The reflection also based on the usefulness of various accounting information and these include; how useful the cash flow statements are in the health of any business, balance sheets and income statements of which is consider to be at the heart of any profitable business. Besides, the plan entailed some of the particular areas of interest in my initial personal development plan was the issues related the ethics in the account profession and how the global accounting institutions and other players shave failed in terms of enforcing ethics in management of accounting and most important, implementation of laws that would seal the existing gaps in the accounting profession (Enofe, Nakpodia & Moruku, 2014), hence, many companies have failed to account for huge sums of capital that belongs to investors.
Lastly, the plan provided my potential areas for my personal development and strategies that included, carrying out research and providing possible suggestion on various laws that can be implemented to seal the gaps existing in the accounting profession that ultimately lead to violation of the accounting laws. The second one is the upholding of integrity in the provisions of accounting information in every business that I will be involved in and lastly, establishing a concerted effort with other industry key players to ensure that all organization come together to establish laws that will govern how managerial accounting shall be carried out to revive trust in the information that is provided to the users.
About areas of my ongoing personal development related to this Module, I could not only learn but also internalize several topics that provided me with clear understanding of the following areas. Relevant costs and cash flows in capital budgeting; in this case, this area is confined on the identification, evaluation, and ranking of investment projects that adds to the value of an organization. For instance, relevant cost is not considered the same as figures prepared for financial accounting. In this case, relevant costs refer to cash flows used for capital budgeting to establish how an organization can make best use of its limited resources. Understanding the use of relevant costs and cash flows in capital budgeting provides a clear information on how various investment projects can be undertaken bearing in mind that at different times, the resources in any given organization that are always fluctuating. These two concepts help the managers to make proper arrangements that are meant to utilize the available and limited resources to maximize profitability.
Another important area of focus is cost of capital. In this case, understanding the cost of capital is essential in that it provides the ability to discount cash flows by knowing the interest rates to be used. This interest I pivotal since it represents the opportunity cost to any given organization of making use of its limited resources or funds through the investment in the projects under consideration instead of alternative projects. Furthermore, the managers would be able to establish appropriate cost of capital to use in any given project for discounting calculations that is affected by factors that every financial manager should be conversant with and these include; financing mix of a firm, predicted future inflation, market interest rates and the risks associated with implementation of a new capital project.

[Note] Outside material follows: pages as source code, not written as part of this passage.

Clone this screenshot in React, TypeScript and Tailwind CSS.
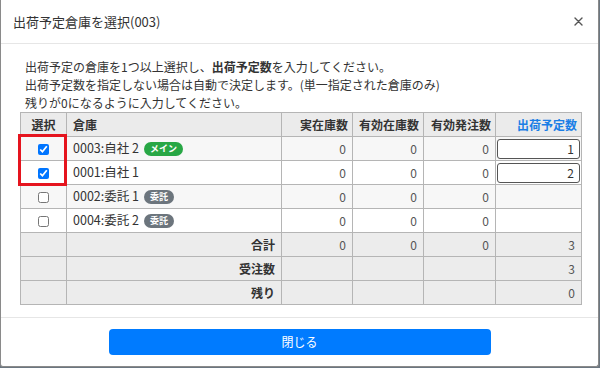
import React from "react";

type Row = {
  code: string;
  badge?: { label: string; color: string };
  checked: boolean;
  qty?: string;
};

const rows: Row[] = [
  { code: "0003:自社 2", badge: { label: "メイン", color: "bg-[#28a745]" }, checked: true, qty: "1" },
  { code: "0001:自社 1", checked: true, qty: "2" },
  { code: "0002:委託 1", badge: { label: "委託", color: "bg-[#6c757d]" }, checked: false },
  { code: "0004:委託 2", badge: { label: "委託", color: "bg-[#6c757d]" }, checked: false },
];

const cell = "h-[24px] border border-[#b5b5b5] px-[6px] py-0 whitespace-nowrap";

const App = () => {
  return (
    <div
      className="w-[600px] h-[368px] bg-[#6b7680] overflow-hidden"
      style={{ fontFamily: '"Noto Sans CJK JP", "Noto Sans", sans-serif' }}
    >
      <div className="w-[599px] h-[367px] bg-white border-l border-r border-b border-[#8a8a8a] rounded-b-[3px] flex flex-col text-[#333]">
        <div className="h-[44px] shrink-0 flex items-center justify-between pl-[12px] pr-[15px] border-b border-[#e6e6e6]">
          <span className="text-[13px] leading-none">出荷予定倉庫を選択(003)</span>
          <svg width="9" height="9" viewBox="0 0 9 9" className="text-[#555]">
            <path d="M1 1L8 8M8 1L1 8" stroke="currentColor" strokeWidth="1.4" strokeLinecap="round" />
          </svg>
        </div>

        <div className="px-[19px] pt-[14px] pb-[12px] border-b border-[#e6e6e6]">
          <div className="pl-[5px] text-[12px] leading-[18px]">
            <p>
              出荷予定の倉庫を1つ以上選択し、<span className="font-bold">出荷予定数</span>を入力してください。
            </p>
            <p>出荷予定数を指定しない場合は自動で決定します。(単一指定された倉庫のみ)</p>
            <p>残りが0になるように入力してください。</p>
          </div>

          <div className="relative w-[562px]">
            <table className="w-full table-fixed border-collapse border border-[#666] text-[12px] leading-none">
              <colgroup>
                <col className="w-[46px]" />
                <col className="w-[215px]" />
                <col className="w-[71px]" />
                <col className="w-[71px]" />
                <col className="w-[72px]" />
                <col />
              </colgroup>
              <thead>
                <tr className="bg-[#ebebeb] font-bold">
                  <th className={`${cell} text-center`}>選択</th>
                  <th className={`${cell} text-left`}>倉庫</th>
                  <th className={`${cell} !px-[4px] text-right`}>実在庫数</th>
                  <th className={`${cell} !px-[4px] text-right`}>有効在庫数</th>
                  <th className={`${cell} !px-[4px] text-right`}>有効発注数</th>
                  <th className={`${cell} !px-[4px] text-right text-[#1a7ee6]`}>出荷予定数</th>
                </tr>
              </thead>
              <tbody>
                {rows.map((r, i) => (
                  <tr key={r.code} className={i % 2 === 0 ? "bg-[#f7f7f7]" : "bg-white"}>
                    <td className={`${cell} text-center`}>
                      <input
                        type="checkbox"
                        defaultChecked={r.checked}
                        className="w-[11px] h-[11px] m-0 align-middle"
                      />
                    </td>
                    <td className={cell}>
                      <span className="flex items-center gap-[5px] text-[12.5px]">
                        {r.code}
                        {r.badge && (
                          <span
                            className={`${r.badge.color} text-white text-[9px] font-bold rounded-full px-[6px] h-[14px] flex items-center`}
                          >
                            {r.badge.label}
                          </span>
                        )}
                      </span>
                    </td>
                    <td className={`${cell} text-right text-[#555]`}>0</td>
                    <td className={`${cell} text-right text-[#555]`}>0</td>
                    <td className={`${cell} text-right text-[#555]`}>0</td>
                    <td className={`${cell} !px-[1px]`}>
                      {r.qty && (
                        <div className="h-[20px] border border-[#555] rounded-[3px] bg-white flex items-center justify-end pr-[5px] text-[#333]">
                          {r.qty}
                        </div>
                      )}
                    </td>
                  </tr>
                ))}
                {[
                  { label: "合計", vals: ["0", "0", "0", "3"] },
                  { label: "受注数", vals: ["", "", "", "3"] },
                  { label: "残り", vals: ["", "", "", "0"] },
                ].map((f) => (
                  <tr key={f.label} className="bg-[#ececec]">
                    <td className={cell}></td>
                    <td className={`${cell} text-right font-bold`}>{f.label}</td>
                    {f.vals.map((v, j) => (
                      <td key={j} className={`${cell} text-right text-[#555]`}>
                        {v}
                      </td>
                    ))}
                  </tr>
                ))}
              </tbody>
            </table>
            <div className="absolute left-[-2px] top-[22px] w-[49px] h-[52px] border-[3px] border-[#e5141e] pointer-events-none" />
          </div>
        </div>

        <div className="flex-1 flex items-center justify-center">
          <button className="w-[382px] h-[26px] bg-[#007bff] text-white text-[12px] rounded-[4px]">
            閉じる
          </button>
        </div>
      </div>
    </div>
  );
};

export default App;
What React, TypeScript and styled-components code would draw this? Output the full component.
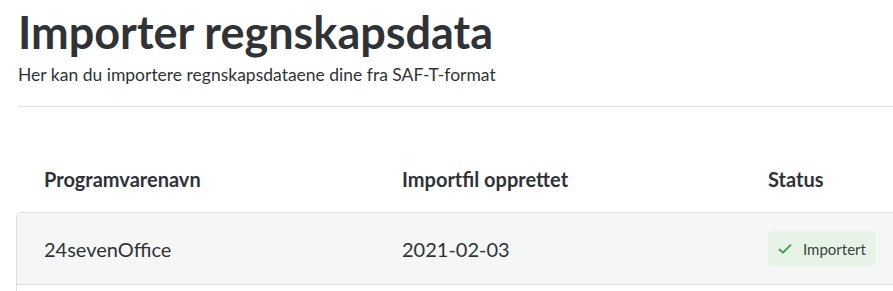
import styled, { createGlobalStyle } from 'styled-components';

const GlobalStyle = createGlobalStyle`
    body {
        margin: 0;
        background: #ffffff;
        font-family: Lato, 'Noto Sans', sans-serif;
        color: #2f3337;
        overflow: hidden;
    }
`;

const rows = [
    { software: '24sevenOffice', created: '2021-02-03', status: 'Importert' },
];

const App = () => {
    return (
        <>
            <GlobalStyle />
            <Page>
                <PageHeader>
                    <Title>Importer regnskapsdata</Title>
                    <Lead>Her kan du importere regnskapsdataene dine fra SAF-T-format</Lead>
                </PageHeader>

                <Table>
                    <HeadRow>
                        <HeadCell>Programvarenavn</HeadCell>
                        <HeadCell>Importfil opprettet</HeadCell>
                        <HeadCell>Status</HeadCell>
                    </HeadRow>
                    <Body>
                        {rows.map((row) => (
                            <Row key={row.software}>
                                <Cell>{row.software}</Cell>
                                <Cell>{row.created}</Cell>
                                <Cell>
                                    <Badge>
                                        <svg width="16" height="16" viewBox="0 0 16 16" fill="none">
                                            <path d="M2.5 8.5l3.5 3.2 7.5-7.5" stroke="#2ea043" strokeWidth="1.8" strokeLinecap="round" strokeLinejoin="round" />
                                        </svg>
                                        {row.status}
                                    </Badge>
                                </Cell>
                            </Row>
                        ))}
                    </Body>
                </Table>
            </Page>
        </>
    );
};

export default App;

const Page = styled.div`
    padding: 0 0 0 18px;
`;

const PageHeader = styled.header`
    border-bottom: 1px solid #dadbdd;
    padding-bottom: 20px;
`;

const Title = styled.h1`
    margin: 0;
    padding-top: 4px;
    font-size: 45px;
    font-weight: 700;
    line-height: 56px;
    color: #2f3337;
`;

const Lead = styled.p`
    margin: 4px 0 0;
    font-size: 17.5px;
    line-height: 22px;
    color: #2f3337;
`;

const Table = styled.div`
    margin-top: 43px;
    margin-left: -2px;
    width: 900px;
`;

const columns = `358px 366px 1fr`;

const HeadRow = styled.div`
    display: grid;
    grid-template-columns: ${columns};
    height: 62px;
    padding-bottom: 4px;
    box-sizing: border-box;
    align-items: center;
`;

const HeadCell = styled.div`
    padding-left: 28px;
    font-size: 20px;
    font-weight: 700;
    color: #2f3337;
`;

const Body = styled.div`
    min-height: 120px;
    border: 1px solid #dcdde0;
    border-radius: 4px;
    overflow: hidden;
`;

const Row = styled.div`
    display: grid;
    grid-template-columns: ${columns};
    height: 71px;
    align-items: center;
    background: #f5f6f6;
    border-bottom: 1px solid #dcdde0;
`;

const Cell = styled.div`
    padding-left: 27px;
    font-size: 20px;
    color: #2f3337;
`;

const Badge = styled.span`
    display: inline-flex;
    align-items: center;
    gap: 10px;
    height: 35px;
    padding: 0 9px 0 9px;
    border-radius: 4px;
    background: #e8f3e7;
    font-size: 15px;
    color: #3a3f44;
`;
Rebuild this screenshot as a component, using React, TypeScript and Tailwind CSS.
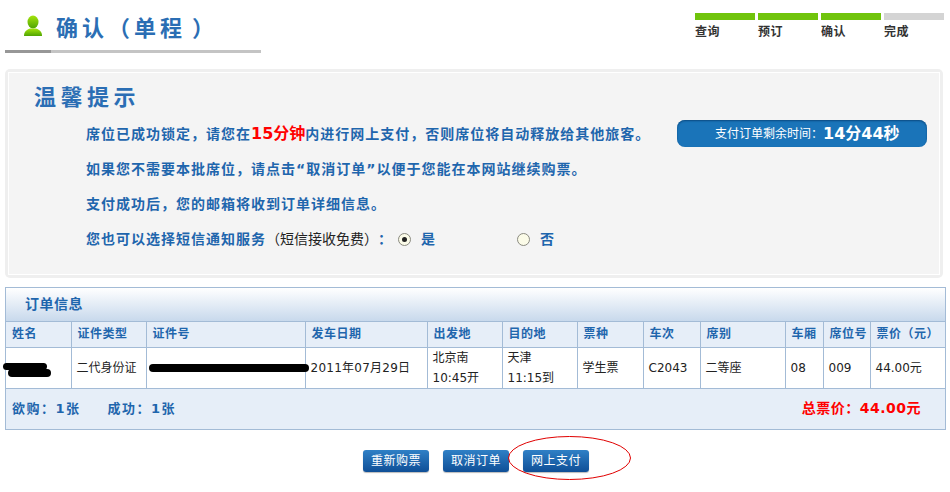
const font = '[font-family:"DejaVu_Sans","Noto_Sans_CJK_SC",sans-serif]';

const steps = [
  { label: '查询', done: true },
  { label: '预订', done: true },
  { label: '确认', done: true },
  { label: '完成', done: false },
];

const columns = [
  { label: '姓名', width: 'w-[65px]' },
  { label: '证件类型', width: 'w-[75px]' },
  { label: '证件号', width: 'w-[159px]' },
  { label: '发车日期', width: 'w-[122px]' },
  { label: '出发地', width: 'w-[75px]' },
  { label: '目的地', width: 'w-[75px]' },
  { label: '票种', width: 'w-[66px]' },
  { label: '车次', width: 'w-[57px]' },
  { label: '席别', width: 'w-[85px]' },
  { label: '车厢', width: 'w-[38px]' },
  { label: '席位号', width: 'w-[47px]' },
  { label: '票价（元）', width: 'w-[75px]' },
];

const PersonIcon = () => (
  <svg width="20" height="22" viewBox="0 0 20 22" className="shrink-0">
    <defs>
      <linearGradient id="person" x1="0" y1="0" x2="0" y2="1">
        <stop offset="0" stopColor="#a4e40c" />
        <stop offset="1" stopColor="#4fa402" />
      </linearGradient>
    </defs>
    <ellipse cx="10" cy="7" rx="5.5" ry="6.5" fill="url(#person)" />
    <path d="M1 21c0-4 2-6 6-7.5h6c4 1.5 6 3.500 6 7.500z" fill="url(#person)" />
  </svg>
);

const Radio = ({ checked }: { checked?: boolean }) => (
  <span className="flex h-[13px] w-[13px] items-center justify-center rounded-full border border-[#8a8a80] bg-[#fbfbe8]">
    {checked && <span className="h-[5px] w-[5px] rounded-full bg-[#222]" />}
  </span>
);

const Btn = ({ children }: { children: string }) => (
  <button className="h-[22px] w-[66px] rounded-[3px] bg-gradient-to-b from-[#2f80c6] to-[#0f4f97] text-[12px] leading-[22px] tracking-[0.5px] text-white shadow-[0_1px_1px_#bbb]">
    {children}
  </button>
);

export default function App() {
  return (
    <div className={`${font} h-[492px] w-[950px] overflow-hidden bg-white`}>
      <header className="flex h-[69px] items-start justify-between pl-[5px] pr-[6px]">
        <div className="w-[256px]">
          <div className="flex h-[50px] items-start pl-[18px] pt-[15px]">
            <PersonIcon />
            <h1 className="ml-[13px] mt-[1px] whitespace-pre text-[22px] font-bold leading-[26px] tracking-[4px] text-[#2b6eb4]">
              确认（单程<span className="ml-[6px]">）</span>
            </h1>
          </div>
          <div className="flex h-[3px] bg-[#c4c4c4]">
            <div className="w-[46px] bg-[#979797]" />
          </div>
        </div>
        <div className="mt-[13px] flex gap-[3px]">
          {steps.map((s) => (
            <div key={s.label} className="w-[60px]">
              <div className={s.done ? 'h-[7px] bg-[#70c40c]' : 'h-[7px] bg-[#d4d4d4]'} />
              <div className="mt-[4px] text-[12px] font-bold leading-[16px] tracking-[0.5px] text-[#333]">
                {s.label}
              </div>
            </div>
          ))}
        </div>
      </header>

      <section className="mx-[5px] h-[209px] w-[938px] rounded-[5px] bg-[#efefef] p-[3px]">
        <div className="relative h-[203px] border border-white bg-[#f4f4f4] pl-[25px] pt-[12px] text-[14px] font-bold leading-[20px] tracking-[1px] text-[#1f66ad]">
          <h2 className="text-[22px] leading-[26px] tracking-[4.5px] text-[#2b6eb4]">温馨提示</h2>
          <div className="ml-[52px] mt-[13px] flex flex-col gap-[15px]">
            <p>
              席位已成功锁定，请您在
              <span className="text-[16px] text-[#ff0000] tracking-normal">15分钟</span>
              内进行网上支付，否则席位将自动释放给其他旅客。
            </p>
            <p>如果您不需要本批席位，请点击“取消订单”以便于您能在本网站继续购票。</p>
            <p>支付成功后，您的邮箱将收到订单详细信息。</p>
            <div className="flex items-center">
              <span>您也可以选择短信通知服务</span>
              <span className="font-normal tracking-normal text-[#222]">（短信接收免费）</span>
              <span>：</span>
              <span className="ml-[5px]"><Radio checked /></span>
              <span className="ml-[10px]">是</span>
              <span className="ml-[81px]"><Radio /></span>
              <span className="ml-[10px]">否</span>
            </div>
          </div>
          <div className="absolute right-[12px] top-[47px] flex h-[27px] w-[250px] items-center rounded-[8px] bg-[#1a74b9] pl-[38px] font-normal text-white shadow-[inset_0_1px_2px_#0b4a80]">
            <span className="w-[108px] whitespace-nowrap text-[12px] tracking-normal">支付订单剩余时间：</span>
            <span className="text-[16px] font-bold tracking-normal">14分44秒</span>
          </div>
        </div>
      </section>

      <section className="ml-[5px] mt-[9px] w-[941px] border border-[#a3bbd6] text-[12px]">
        <div className="h-[34px] border-b border-[#a3bbd6] bg-gradient-to-b from-white to-[#c8d9ec] pl-[19px] text-[14px] font-bold leading-[32px] tracking-[0.5px] text-[#1f66ad]">
          订单信息
        </div>
        <table className="w-full table-fixed border-collapse">
          <thead>
            <tr className="h-[25px] bg-[#e6eef8]">
              {columns.map((c, i) => (
                <th
                  key={c.label}
                  className={`${c.width} ${i < 11 ? 'border-r' : ''} whitespace-nowrap border-b border-[#a3bbd6] pl-[6px] text-left font-bold tracking-[0.5px] text-[#1f66ad]`}
                >
                  {c.label}
                </th>
              ))}
            </tr>
          </thead>
          <tbody>
            <tr className="h-[41px] text-[#222] [&>td]:border-b [&>td]:border-[#a3bbd6] [&>td]:pl-[5px] [&>td:not(:last-child)]:border-r">
              <td className="relative">
                <span className="absolute left-[-3px] top-[15px] h-[7px] w-[44px] rounded-full bg-black" />
                <span className="absolute left-[2px] top-[21px] h-[8px] w-[43px] rounded-full bg-black" />
              </td>
              <td>二代身份证</td>
              <td className="relative">
                <span className="absolute left-[2px] top-[16px] h-[8px] w-[160px] rounded-full bg-black" />
              </td>
              <td className="whitespace-nowrap tracking-[0.25px]">2011年07月29日</td>
              <td className="leading-[20px]">北京南<br />10:45开</td>
              <td className="leading-[20px]">天津<br />11:15到</td>
              <td>学生票</td>
              <td>C2043</td>
              <td>二等座</td>
              <td>08</td>
              <td>009</td>
              <td>44.00元</td>
            </tr>
          </tbody>
        </table>
        <div className="flex h-[40px] items-center justify-between bg-[#e6eef8] pl-[6px] pr-[24px] text-[13px] font-bold">
          <div className="flex gap-[27px] tracking-[1.5px] text-[#1f66ad]">
            <span>欲购：1张</span>
            <span>成功：1张</span>
          </div>
          <span className="text-[14px] tracking-[0.5px] text-[#ff0000]">总票价：44.00元</span>
        </div>
      </section>

      <div className="relative mt-[20px] flex justify-center gap-[14px] pl-[2px]">
        <Btn>重新购票</Btn>
        <Btn>取消订单</Btn>
        <Btn>网上支付</Btn>
        <svg width="125" height="46" viewBox="0 0 125 46" className="absolute left-[507px] top-[-15px]">
          <ellipse cx="62.500" cy="23" rx="61" ry="21.500" fill="none" stroke="#e00000" strokeWidth="1" />
        </svg>
      </div>
    </div>
  );
}
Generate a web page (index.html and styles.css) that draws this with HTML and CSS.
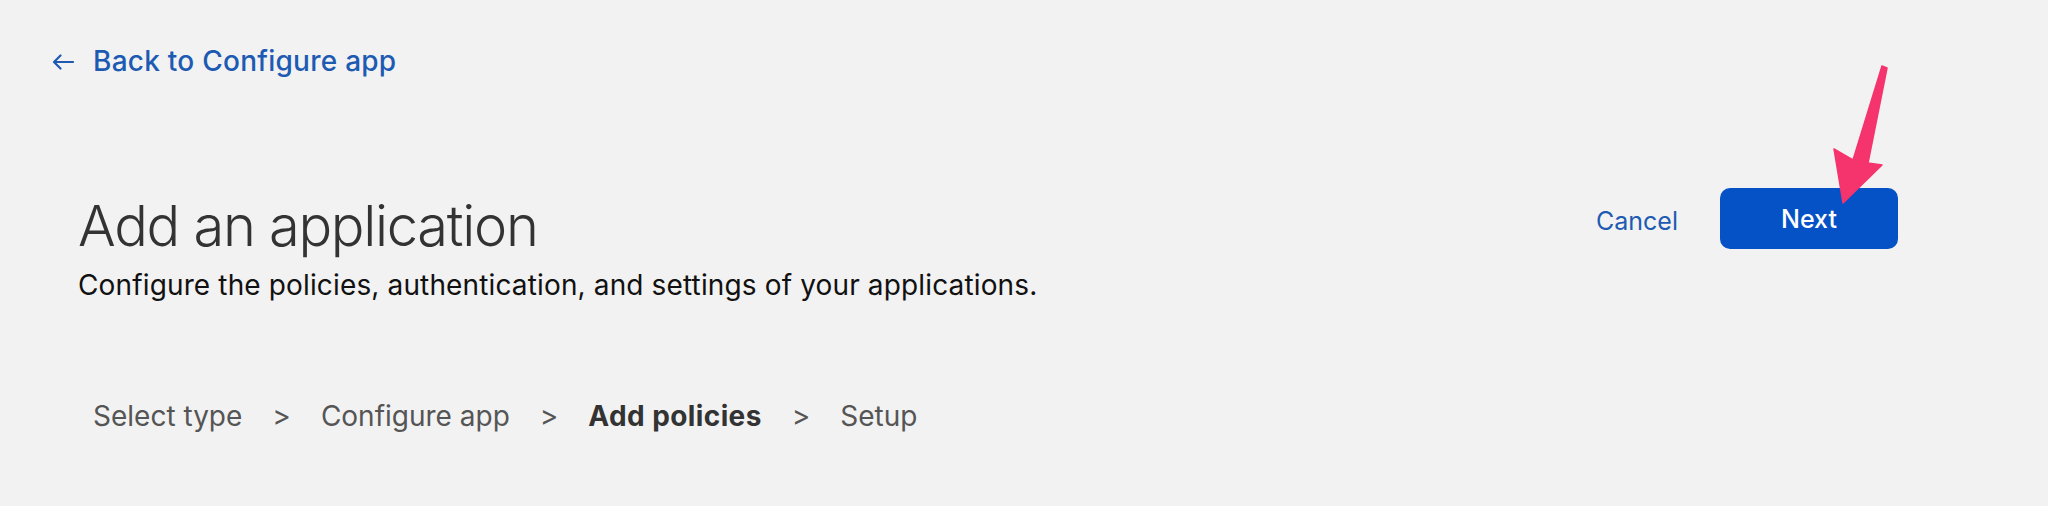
FILE: index.html
```html
<!DOCTYPE html>
<html lang="en">
<head>
<meta charset="utf-8">
<title>Add an application</title>
<link rel="stylesheet" href="styles.css">
</head>
<body>
<div class="page">
  <a class="back" href="#">
    <svg class="back-icon" viewBox="0 0 22 16" width="22" height="16" aria-hidden="true">
      <path d="M21 8H2M8.5 1.5L2 8l6.5 6.5" fill="none" stroke="currentColor" stroke-width="2.2" stroke-linecap="round" stroke-linejoin="round"/>
    </svg>
    <span>Back to Configure app</span>
  </a>

  <header class="head">
    <div class="titles">
      <h1 class="title">Add an application</h1>
      <p class="subtitle">Configure the policies, authentication, and settings of your applications.</p>
    </div>
    <div class="actions">
      <button class="btn-cancel" type="button">Cancel</button>
      <button class="btn-next" type="button">Next</button>
    </div>
  </header>

  <nav class="crumbs">
    <span class="crumb">Select type</span>
    <span class="sep">&gt;</span>
    <span class="crumb">Configure app</span>
    <span class="sep">&gt;</span>
    <span class="crumb crumb-active">Add policies</span>
    <span class="sep">&gt;</span>
    <span class="crumb">Setup</span>
  </nav>
</div>

<svg class="annot" viewBox="0 0 80 160" width="80" height="160" aria-hidden="true">
  <polygon points="62,11 67,13 48,108 62,110 23,148 14,94 33,105" fill="#f5336c" stroke="#f5336c" stroke-width="1.5" stroke-linejoin="round"/>
</svg>
</body>
</html>
```

FILE: styles.css
```css
* { box-sizing: border-box; }

html, body {
  margin: 0;
  padding: 0;
  background: #f2f2f2;
}

body {
  font-family: Inter, "Noto Sans", "Liberation Sans", sans-serif;
  width: 2048px;
  height: 506px;
  overflow: hidden;
  position: relative;
}

.page {
  padding: 45px 150px 0 52px;
}

.back {
  display: inline-flex;
  align-items: center;
  gap: 19px;
  color: #1d5bb3;
  text-decoration: none;
  font-size: 28px;
  font-weight: 500;
  line-height: 33px;
  letter-spacing: 0.25px;
}

.back-icon { display: block; }

.head {
  display: flex;
  justify-content: space-between;
  align-items: flex-start;
  margin-top: 113px;
  padding-left: 26px;
}

.title {
  margin: 0;
  font-size: 56px;
  font-weight: 300;
  line-height: 70px;
  color: #333333;
  letter-spacing: -1.3px;
}

.subtitle {
  margin: 8px 0 0;
  font-size: 28px;
  line-height: 33px;
  color: #111111;
  letter-spacing: 0.14px;
}

.actions {
  display: flex;
  align-items: center;
  gap: 42px;
  margin-top: -3px;
}

.btn-cancel {
  background: none;
  border: 0;
  padding: 4px 0 0;
  font-family: inherit;
  font-size: 25px;
  color: #1d5bb3;
}

.btn-next {
  width: 178px;
  height: 61px;
  border: 0;
  border-radius: 10px;
  background: #0552c6;
  color: #ffffff;
  font-family: inherit;
  font-size: 25px;
  font-weight: 500;
}

.crumbs {
  display: flex;
  align-items: center;
  gap: 30px;
  margin-top: 98px;
  padding-left: 41px;
  font-size: 28px;
  line-height: 33px;
  color: #555555;
}

.crumb-active {
  font-weight: 700;
  color: #333333;
  letter-spacing: 0.4px;
}

.annot {
  position: absolute;
  left: 1820px;
  top: 55px;
}
```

Another important area that I found more important in this module is the calculation of the net present value which is the disparity between the present value of cash flows and the present value of cash outflows. This technique is pivotal in capital budgeting that helps to provide analyses of a projected investment. With the net present value, the managers can project for the future values. Furthermore, the net present value is used in the preparation of financial information especially in calculating accounting rate of return and payback period. In this case, the IRR is the amount of profit an individual or organization can expect based on an investment made.
On the other hand, the payback period is the time take for an investment to generate revenues that can cover up the cost used in the investments. Besides, the NPV is used in the establishments the Internal rate of Return which is considered the discount rate at which the net present value of any given project will have zero value. These techniques form an important component in the management of investment resources by managers to establish how profitable a given project is and the duration that can be taken for the project to payback the amount used in the investment (Woodruff, n.d). The lower the payback the more desirable and profitable the project is and conversely. On the other hand, the higher the IRR the more profitable and desirable the project in term of investment while those projects that have low IRR, are considered less desirable for investment and less profitable.
These concepts are useful in the entire management of the company and as a finance manager, I will have the obligation to analyze various projects to establish the most preferred and profitable ones. For both my profession and in my personal investments, having and understanding of these concepts provides information on how various projects are undertaken under different circumstance. For example, large projects that require higher investments might have low IRR meaning the that profitability of such projects is low than small projects that at times might have low investments but with higher IRR and lower payback period which means that the project is more profitable. Therefore, in such a case, selecting the best project should be pre-determined by the IRR and payback period regardless the size of investments.
In conclusion, some of the steps I might take to aid my transition of applying the coursework to my workplace include; familiarizing with how various organizations operate especially the financial department to establish if various financial concepts are implemented effectively. With the understanding of how other organizations operate, I will be able gauge my skills and expertise in relation to how other financial managers in other organizations execute their functions. Another step is that I will consider seeking information from other financial managers to help me know how to execute my mandates effectively as a financial and accounting manager at different organizational levels.
References:
-Atrill, P. & McLaney, E. (2014) Finance and accounting for managers. Laureate Online
Education custom ed. Harlow, UK: Pearson Custom Publishing.
-Adagye, I., Azagaku, B & Umbugadu, S. (2015). Threats and Challenges to Accounting
Profession.
-Blessing, A & Onoja, E. (2015). The role of financial statements on investment decision
making.
-Woodruff, W. (n.d). Advantages & Disadvantages of Payback Capital Budgeting Method.